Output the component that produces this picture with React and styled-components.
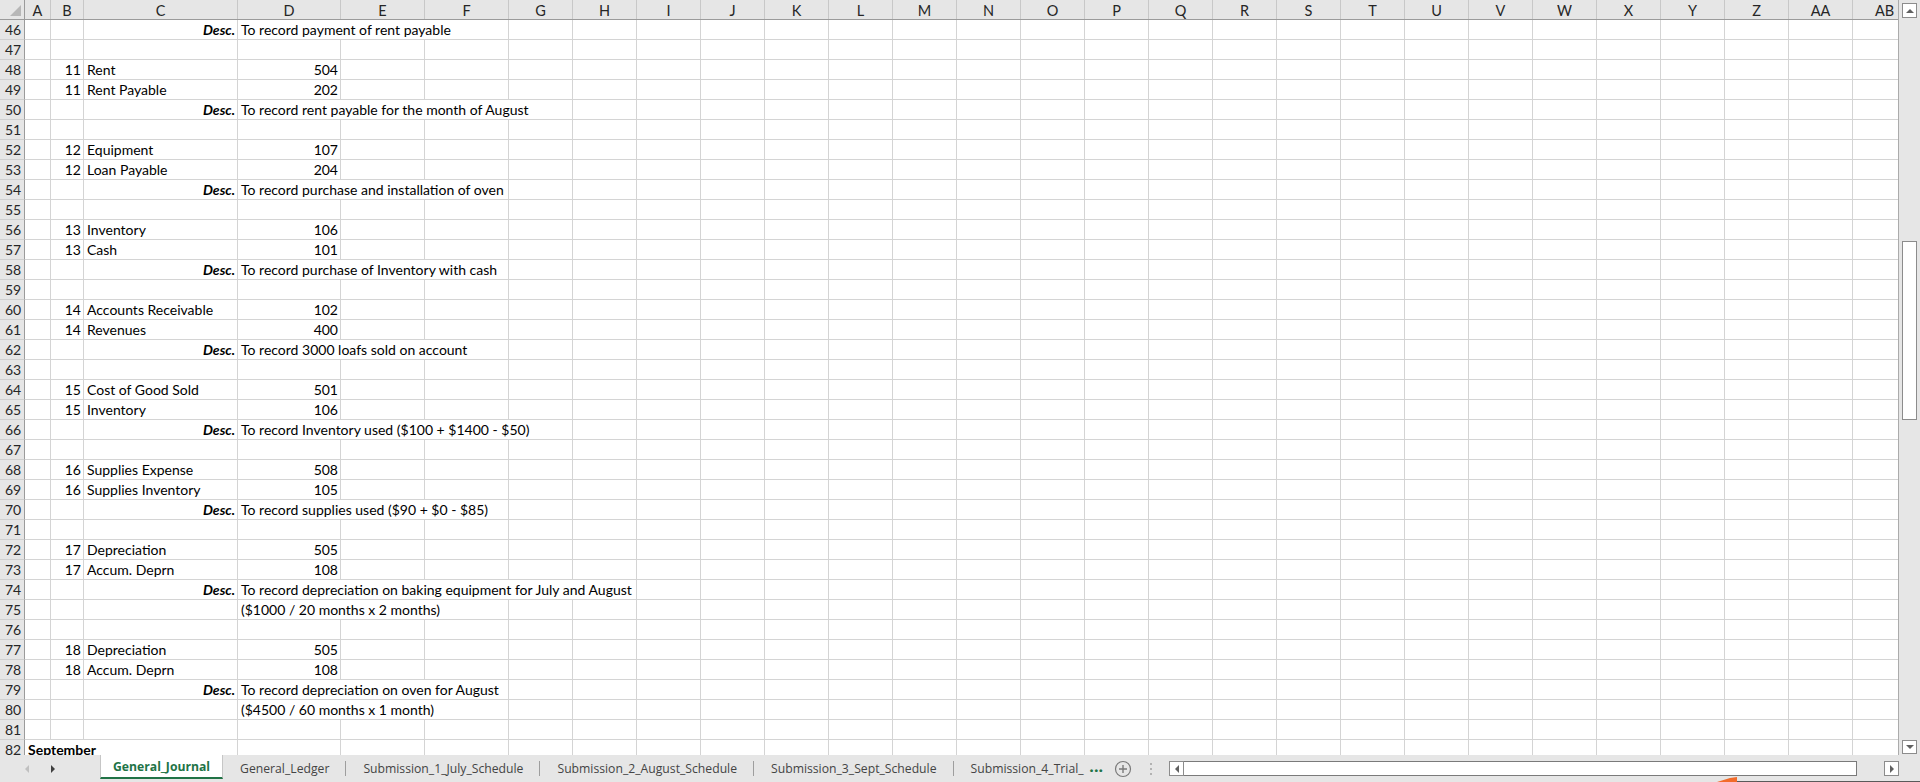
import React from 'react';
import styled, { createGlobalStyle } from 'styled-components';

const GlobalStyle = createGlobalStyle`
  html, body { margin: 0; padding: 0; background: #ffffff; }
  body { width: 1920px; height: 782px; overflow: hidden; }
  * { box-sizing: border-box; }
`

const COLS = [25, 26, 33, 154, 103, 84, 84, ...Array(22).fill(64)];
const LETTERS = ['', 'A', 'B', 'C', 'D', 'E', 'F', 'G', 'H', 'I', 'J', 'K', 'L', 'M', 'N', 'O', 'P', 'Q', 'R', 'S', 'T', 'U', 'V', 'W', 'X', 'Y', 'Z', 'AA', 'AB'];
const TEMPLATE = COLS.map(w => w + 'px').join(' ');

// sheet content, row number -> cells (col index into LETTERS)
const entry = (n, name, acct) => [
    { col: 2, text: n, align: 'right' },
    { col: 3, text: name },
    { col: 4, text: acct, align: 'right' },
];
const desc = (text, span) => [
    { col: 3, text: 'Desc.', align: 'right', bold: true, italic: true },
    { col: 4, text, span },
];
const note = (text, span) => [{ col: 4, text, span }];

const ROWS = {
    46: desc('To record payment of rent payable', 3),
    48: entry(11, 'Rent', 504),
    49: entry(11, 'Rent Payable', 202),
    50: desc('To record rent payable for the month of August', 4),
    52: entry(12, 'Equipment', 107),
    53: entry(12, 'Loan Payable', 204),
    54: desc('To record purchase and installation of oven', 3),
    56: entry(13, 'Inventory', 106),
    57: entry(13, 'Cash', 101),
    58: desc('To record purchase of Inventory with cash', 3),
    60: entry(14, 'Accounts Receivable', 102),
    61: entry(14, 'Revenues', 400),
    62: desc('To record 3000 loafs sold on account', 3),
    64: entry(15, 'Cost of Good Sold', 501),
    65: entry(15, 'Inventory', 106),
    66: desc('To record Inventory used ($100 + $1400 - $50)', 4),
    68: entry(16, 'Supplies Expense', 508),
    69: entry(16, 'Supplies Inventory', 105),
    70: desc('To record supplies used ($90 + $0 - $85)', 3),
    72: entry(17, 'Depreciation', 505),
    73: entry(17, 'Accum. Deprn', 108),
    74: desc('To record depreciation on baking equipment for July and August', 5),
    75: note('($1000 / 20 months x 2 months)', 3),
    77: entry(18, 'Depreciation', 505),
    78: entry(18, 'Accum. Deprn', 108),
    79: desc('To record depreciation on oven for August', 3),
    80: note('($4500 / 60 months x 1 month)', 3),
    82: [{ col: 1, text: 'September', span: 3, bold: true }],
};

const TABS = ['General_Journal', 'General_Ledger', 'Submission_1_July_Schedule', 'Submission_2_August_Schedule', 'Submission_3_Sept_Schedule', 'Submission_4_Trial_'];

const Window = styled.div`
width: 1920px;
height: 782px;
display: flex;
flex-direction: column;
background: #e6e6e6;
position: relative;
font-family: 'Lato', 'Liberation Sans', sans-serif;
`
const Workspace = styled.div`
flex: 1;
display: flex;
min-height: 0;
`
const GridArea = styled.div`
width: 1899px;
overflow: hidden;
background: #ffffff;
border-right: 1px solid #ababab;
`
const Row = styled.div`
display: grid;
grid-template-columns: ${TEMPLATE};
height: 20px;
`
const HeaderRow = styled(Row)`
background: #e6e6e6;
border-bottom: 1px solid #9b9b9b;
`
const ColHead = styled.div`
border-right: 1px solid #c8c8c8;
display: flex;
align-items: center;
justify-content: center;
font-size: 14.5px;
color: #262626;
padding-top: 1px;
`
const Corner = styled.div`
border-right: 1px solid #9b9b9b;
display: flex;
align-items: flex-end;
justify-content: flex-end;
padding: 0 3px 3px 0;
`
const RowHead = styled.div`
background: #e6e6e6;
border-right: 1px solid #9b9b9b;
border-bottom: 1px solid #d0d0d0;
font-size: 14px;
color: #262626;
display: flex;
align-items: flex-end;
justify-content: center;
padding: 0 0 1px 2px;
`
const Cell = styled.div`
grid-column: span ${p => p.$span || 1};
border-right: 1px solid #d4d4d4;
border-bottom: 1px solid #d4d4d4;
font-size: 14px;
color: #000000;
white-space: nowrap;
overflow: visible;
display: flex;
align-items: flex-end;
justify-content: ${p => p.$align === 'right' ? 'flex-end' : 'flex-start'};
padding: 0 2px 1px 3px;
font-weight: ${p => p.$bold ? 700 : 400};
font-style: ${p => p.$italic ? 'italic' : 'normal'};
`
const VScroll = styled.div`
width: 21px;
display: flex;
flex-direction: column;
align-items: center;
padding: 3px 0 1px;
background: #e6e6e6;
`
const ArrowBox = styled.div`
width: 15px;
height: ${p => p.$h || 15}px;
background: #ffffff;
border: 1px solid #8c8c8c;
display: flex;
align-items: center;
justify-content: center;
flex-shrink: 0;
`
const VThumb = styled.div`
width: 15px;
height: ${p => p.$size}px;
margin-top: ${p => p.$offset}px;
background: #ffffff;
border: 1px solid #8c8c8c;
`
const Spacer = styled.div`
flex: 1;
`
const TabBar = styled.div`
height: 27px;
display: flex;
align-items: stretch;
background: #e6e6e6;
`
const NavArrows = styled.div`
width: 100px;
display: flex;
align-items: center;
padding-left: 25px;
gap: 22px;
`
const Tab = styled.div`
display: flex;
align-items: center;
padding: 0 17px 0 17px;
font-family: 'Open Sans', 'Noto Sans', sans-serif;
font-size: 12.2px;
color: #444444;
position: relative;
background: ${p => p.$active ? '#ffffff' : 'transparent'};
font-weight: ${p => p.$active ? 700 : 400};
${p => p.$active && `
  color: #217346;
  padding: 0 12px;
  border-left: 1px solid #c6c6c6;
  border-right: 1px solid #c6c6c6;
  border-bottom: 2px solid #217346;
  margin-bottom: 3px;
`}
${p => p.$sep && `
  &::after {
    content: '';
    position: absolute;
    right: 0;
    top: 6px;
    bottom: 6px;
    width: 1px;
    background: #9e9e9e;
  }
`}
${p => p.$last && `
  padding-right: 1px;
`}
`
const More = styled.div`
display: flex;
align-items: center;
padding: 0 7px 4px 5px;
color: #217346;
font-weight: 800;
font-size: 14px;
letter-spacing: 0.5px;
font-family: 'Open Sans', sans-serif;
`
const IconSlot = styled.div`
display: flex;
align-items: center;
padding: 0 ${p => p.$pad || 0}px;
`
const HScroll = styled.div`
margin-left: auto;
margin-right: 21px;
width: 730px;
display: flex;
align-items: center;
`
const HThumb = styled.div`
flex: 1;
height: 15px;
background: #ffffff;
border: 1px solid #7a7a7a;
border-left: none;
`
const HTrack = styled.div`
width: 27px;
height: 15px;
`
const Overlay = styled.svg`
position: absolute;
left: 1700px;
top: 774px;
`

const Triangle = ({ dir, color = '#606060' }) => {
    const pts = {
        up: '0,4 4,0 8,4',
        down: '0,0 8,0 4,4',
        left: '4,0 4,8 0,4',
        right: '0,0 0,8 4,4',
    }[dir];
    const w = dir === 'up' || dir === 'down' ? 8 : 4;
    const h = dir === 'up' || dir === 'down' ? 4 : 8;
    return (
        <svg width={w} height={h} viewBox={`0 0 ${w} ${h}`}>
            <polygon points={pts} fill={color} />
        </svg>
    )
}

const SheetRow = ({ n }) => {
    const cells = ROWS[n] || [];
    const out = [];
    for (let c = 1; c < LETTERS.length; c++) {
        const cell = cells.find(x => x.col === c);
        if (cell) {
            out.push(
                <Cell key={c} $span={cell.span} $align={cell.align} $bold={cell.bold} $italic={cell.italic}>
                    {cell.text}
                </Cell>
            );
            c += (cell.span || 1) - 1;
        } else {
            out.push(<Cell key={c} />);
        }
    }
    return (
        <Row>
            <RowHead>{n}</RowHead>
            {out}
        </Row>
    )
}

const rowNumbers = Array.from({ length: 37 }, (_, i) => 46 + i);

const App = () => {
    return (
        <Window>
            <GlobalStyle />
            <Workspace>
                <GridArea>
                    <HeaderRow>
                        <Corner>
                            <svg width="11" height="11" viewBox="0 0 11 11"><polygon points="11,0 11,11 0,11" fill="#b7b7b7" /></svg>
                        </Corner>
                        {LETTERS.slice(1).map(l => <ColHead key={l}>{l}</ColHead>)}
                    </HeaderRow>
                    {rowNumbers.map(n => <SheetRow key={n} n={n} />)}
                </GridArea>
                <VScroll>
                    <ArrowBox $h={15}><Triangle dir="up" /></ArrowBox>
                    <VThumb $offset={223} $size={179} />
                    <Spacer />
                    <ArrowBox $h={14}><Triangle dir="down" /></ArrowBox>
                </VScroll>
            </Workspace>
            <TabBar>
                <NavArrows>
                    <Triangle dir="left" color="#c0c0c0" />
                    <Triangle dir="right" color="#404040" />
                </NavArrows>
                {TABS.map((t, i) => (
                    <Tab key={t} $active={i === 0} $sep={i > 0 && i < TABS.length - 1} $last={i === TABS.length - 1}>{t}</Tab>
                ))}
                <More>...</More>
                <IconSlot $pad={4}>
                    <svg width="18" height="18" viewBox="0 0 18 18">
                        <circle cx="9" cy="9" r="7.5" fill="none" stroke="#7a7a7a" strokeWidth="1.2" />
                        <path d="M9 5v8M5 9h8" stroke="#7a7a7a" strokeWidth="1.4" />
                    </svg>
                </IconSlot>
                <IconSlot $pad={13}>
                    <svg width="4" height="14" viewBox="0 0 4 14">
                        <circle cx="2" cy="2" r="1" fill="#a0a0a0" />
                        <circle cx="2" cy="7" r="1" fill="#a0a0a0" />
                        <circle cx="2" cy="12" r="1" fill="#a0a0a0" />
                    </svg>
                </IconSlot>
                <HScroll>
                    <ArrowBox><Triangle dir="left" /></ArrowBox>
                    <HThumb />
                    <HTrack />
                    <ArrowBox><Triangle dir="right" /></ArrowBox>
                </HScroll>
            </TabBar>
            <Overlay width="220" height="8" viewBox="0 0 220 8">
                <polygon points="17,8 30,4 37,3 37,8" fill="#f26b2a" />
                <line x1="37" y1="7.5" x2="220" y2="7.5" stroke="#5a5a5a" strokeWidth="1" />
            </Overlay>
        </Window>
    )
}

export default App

...

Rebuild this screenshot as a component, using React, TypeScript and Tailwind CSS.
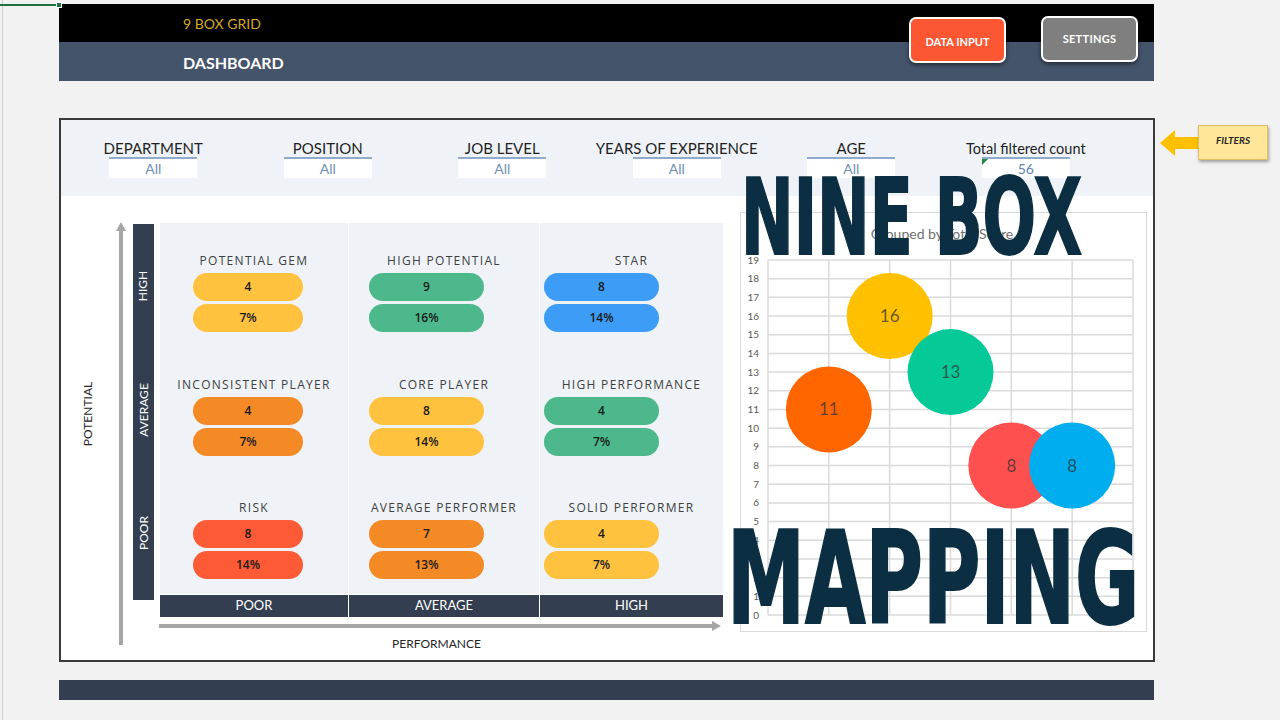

__WHAT YOU WILL DO__:
Keep to the stretch from the line containing "Output the component" through the line containing "const note = (text, span)", both ends included, and copy it exactly from the listing above, minus the pictures.

__OUTPUT BELOW__:
Output the component that produces this picture with React and styled-components.
import React from 'react';
import styled, { createGlobalStyle } from 'styled-components';

const GlobalStyle = createGlobalStyle`
  html, body { margin: 0; padding: 0; background: #ffffff; }
  body { width: 1920px; height: 782px; overflow: hidden; }
  * { box-sizing: border-box; }
`

const COLS = [25, 26, 33, 154, 103, 84, 84, ...Array(22).fill(64)];
const LETTERS = ['', 'A', 'B', 'C', 'D', 'E', 'F', 'G', 'H', 'I', 'J', 'K', 'L', 'M', 'N', 'O', 'P', 'Q', 'R', 'S', 'T', 'U', 'V', 'W', 'X', 'Y', 'Z', 'AA', 'AB'];
const TEMPLATE = COLS.map(w => w + 'px').join(' ');

// sheet content, row number -> cells (col index into LETTERS)
const entry = (n, name, acct) => [
    { col: 2, text: n, align: 'right' },
    { col: 3, text: name },
    { col: 4, text: acct, align: 'right' },
];
const desc = (text, span) => [
    { col: 3, text: 'Desc.', align: 'right', bold: true, italic: true },
    { col: 4, text, span },
];
const note = (text, span) => [{ col: 4, text, span }];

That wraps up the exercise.